NVIDIA CUDA Driver Use-After-Free Vulnerability Enables GPU Memory Hijacking and Host Escape
Overview
A critical use-after-free vulnerability was discovered in the memory management component of the NVIDIA CUDA driver for Linux and Windows. The flaw can be triggered by a user-mode process, such as a containerized ML training job, sending a specific sequence of API calls to allocate, map, and deallocate GPU memory. Due to improper reference counting, the driver could release a memory object while a pointer to it was still retained. An attacker's process could then reallocate that memory region, gaining control over the dangling pointer. This allows the attacker to write to or read from arbitrary GPU memory addresses. In a multi-tenant GPU environment (e.g., using MIG - Multi-Instance GPU), this allows an attacker in one container to access the memory of another tenant's model, stealing proprietary data or weights. More severely, by corrupting shared memory structures used by the host kernel, the vulnerability could be escalated to achieve arbitrary code execution on the host operating system, leading to a full container escape and compromise of the underlying node.
Affected Systems
Testing Guide
1. Identify the installed NVIDIA driver version on your system. On Linux, run `nvidia-smi`. 2. Compare the installed version against the patched versions listed in the NVIDIA security bulletin (e.g., 550.90.07 for the 550 series). 3. If your version is lower than the patched version for its respective branch, the system is vulnerable. 4. A specific proof-of-concept exploit binary can be run within a container to confirm exploitability; however, this can crash the system and should only be done in non-production environments.
Mitigation Steps
1. **Update NVIDIA Drivers**: Immediately update all host systems to the patched driver versions specified in the NVIDIA security bulletin. 2. **Use GPU-Aware Sandboxing**: For untrusted workloads, use stronger isolation mechanisms like Kata Containers or gVisor, which can mitigate kernel-level exploits by providing a separate guest kernel. 3. **Restrict Privileged Access**: Avoid running ML workloads with unnecessary privileges.
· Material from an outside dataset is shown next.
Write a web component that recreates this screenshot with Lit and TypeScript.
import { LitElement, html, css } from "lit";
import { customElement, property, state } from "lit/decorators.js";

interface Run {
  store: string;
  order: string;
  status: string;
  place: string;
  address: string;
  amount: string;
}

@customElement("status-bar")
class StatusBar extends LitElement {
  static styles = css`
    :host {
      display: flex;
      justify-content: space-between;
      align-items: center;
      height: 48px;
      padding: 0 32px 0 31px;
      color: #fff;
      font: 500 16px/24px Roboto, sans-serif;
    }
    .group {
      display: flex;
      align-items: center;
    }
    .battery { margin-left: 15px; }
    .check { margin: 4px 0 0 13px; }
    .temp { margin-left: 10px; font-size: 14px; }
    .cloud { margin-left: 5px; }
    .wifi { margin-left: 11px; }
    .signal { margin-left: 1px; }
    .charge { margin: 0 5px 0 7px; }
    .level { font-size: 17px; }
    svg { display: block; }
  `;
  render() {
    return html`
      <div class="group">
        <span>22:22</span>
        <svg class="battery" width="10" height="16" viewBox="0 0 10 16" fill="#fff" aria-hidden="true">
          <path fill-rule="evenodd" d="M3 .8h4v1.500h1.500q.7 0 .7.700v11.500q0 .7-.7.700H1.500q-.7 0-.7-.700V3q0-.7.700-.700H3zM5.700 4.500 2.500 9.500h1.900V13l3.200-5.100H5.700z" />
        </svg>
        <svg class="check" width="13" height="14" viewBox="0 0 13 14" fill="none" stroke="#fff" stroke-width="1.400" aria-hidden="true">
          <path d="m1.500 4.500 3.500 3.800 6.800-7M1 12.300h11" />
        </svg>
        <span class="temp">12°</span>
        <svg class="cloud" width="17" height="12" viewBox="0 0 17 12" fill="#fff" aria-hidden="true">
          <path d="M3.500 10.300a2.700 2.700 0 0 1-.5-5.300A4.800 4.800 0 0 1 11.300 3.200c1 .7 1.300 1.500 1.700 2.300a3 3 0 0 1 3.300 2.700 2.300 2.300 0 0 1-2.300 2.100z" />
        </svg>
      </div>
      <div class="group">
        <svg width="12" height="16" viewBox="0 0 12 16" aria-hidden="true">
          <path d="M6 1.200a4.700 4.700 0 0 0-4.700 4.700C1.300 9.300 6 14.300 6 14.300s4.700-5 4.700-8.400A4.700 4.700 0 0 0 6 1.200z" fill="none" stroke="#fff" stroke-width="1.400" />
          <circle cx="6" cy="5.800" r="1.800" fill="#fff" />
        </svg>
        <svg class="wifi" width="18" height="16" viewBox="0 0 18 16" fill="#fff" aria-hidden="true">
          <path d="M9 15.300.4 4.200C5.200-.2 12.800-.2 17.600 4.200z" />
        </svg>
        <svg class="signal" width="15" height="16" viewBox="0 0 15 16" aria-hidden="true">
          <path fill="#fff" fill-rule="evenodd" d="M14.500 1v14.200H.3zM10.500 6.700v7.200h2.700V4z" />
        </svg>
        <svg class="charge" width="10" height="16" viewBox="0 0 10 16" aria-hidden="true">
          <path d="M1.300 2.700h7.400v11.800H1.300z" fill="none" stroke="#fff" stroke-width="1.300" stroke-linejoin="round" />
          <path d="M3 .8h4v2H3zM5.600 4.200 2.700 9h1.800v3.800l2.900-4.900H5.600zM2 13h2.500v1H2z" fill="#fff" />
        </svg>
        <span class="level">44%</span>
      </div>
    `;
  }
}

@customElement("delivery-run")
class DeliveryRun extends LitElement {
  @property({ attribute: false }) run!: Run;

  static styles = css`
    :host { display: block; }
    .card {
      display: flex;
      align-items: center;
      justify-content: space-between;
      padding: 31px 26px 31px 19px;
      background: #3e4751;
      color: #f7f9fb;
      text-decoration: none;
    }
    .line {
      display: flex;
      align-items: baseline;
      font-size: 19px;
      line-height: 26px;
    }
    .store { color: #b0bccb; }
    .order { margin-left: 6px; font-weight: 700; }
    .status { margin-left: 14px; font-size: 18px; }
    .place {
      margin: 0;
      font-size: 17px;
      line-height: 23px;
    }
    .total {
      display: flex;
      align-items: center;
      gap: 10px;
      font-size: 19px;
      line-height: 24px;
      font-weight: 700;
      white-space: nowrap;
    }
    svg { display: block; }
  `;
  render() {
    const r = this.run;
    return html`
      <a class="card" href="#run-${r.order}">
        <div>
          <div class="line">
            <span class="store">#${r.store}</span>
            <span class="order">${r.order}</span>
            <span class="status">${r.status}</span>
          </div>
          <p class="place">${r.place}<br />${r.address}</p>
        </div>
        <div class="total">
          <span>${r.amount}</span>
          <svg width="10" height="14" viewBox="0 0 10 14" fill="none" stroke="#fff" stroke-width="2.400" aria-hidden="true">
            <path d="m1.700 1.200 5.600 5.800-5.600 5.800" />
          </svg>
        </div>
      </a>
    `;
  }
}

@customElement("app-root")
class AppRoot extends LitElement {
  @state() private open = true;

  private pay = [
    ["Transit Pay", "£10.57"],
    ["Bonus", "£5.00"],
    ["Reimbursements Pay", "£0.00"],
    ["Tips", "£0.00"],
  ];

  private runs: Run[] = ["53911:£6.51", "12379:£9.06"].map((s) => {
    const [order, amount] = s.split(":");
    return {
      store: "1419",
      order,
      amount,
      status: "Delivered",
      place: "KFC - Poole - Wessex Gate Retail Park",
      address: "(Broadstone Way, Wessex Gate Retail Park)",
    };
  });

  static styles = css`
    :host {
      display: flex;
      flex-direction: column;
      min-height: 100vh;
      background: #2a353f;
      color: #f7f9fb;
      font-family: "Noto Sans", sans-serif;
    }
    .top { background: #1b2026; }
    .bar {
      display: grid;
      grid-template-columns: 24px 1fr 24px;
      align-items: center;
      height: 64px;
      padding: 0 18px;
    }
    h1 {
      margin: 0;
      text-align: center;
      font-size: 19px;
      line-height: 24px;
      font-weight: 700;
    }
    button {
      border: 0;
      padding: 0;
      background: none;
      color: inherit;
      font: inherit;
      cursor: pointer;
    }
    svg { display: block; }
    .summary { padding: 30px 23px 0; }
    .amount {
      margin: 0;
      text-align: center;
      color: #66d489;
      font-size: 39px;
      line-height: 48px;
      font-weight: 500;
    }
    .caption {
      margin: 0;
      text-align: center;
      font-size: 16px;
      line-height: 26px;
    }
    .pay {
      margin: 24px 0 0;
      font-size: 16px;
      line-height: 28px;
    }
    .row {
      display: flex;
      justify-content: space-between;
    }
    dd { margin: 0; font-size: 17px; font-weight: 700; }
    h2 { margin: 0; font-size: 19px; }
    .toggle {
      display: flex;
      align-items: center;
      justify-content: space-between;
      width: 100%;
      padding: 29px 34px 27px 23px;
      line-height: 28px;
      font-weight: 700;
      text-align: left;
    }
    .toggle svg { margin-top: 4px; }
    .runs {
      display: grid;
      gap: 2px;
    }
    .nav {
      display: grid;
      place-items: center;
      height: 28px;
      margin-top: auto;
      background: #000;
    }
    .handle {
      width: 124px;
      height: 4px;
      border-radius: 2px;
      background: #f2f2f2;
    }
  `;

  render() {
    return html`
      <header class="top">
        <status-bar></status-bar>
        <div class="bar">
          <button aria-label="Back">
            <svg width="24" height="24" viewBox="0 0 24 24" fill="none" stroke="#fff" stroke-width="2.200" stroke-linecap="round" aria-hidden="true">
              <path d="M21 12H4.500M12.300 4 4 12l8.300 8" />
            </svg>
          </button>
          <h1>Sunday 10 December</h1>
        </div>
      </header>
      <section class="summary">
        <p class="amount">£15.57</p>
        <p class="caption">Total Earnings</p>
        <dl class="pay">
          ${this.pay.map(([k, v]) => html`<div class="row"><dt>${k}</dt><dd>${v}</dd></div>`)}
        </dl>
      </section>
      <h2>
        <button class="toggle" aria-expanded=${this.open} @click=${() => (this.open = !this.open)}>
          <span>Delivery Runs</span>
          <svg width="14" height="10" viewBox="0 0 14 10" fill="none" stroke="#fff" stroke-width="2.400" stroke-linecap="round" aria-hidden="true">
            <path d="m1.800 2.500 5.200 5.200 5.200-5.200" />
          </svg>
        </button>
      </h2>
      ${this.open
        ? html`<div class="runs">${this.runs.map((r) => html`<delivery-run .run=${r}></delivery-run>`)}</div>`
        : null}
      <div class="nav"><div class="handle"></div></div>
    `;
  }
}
Do not grant containers `CAP_SYS_ADMIN` or access to the host device filesystem. 4. **Monitor GPU Activity**: Use monitoring tools to detect anomalous GPU memory usage patterns that could indicate an exploitation attempt.
Patch Details
Patched drivers (e.g., Linux 550.90.07+, Windows 552.12+) were released by NVIDIA to correct the memory management logic and prevent the use-after-free condition.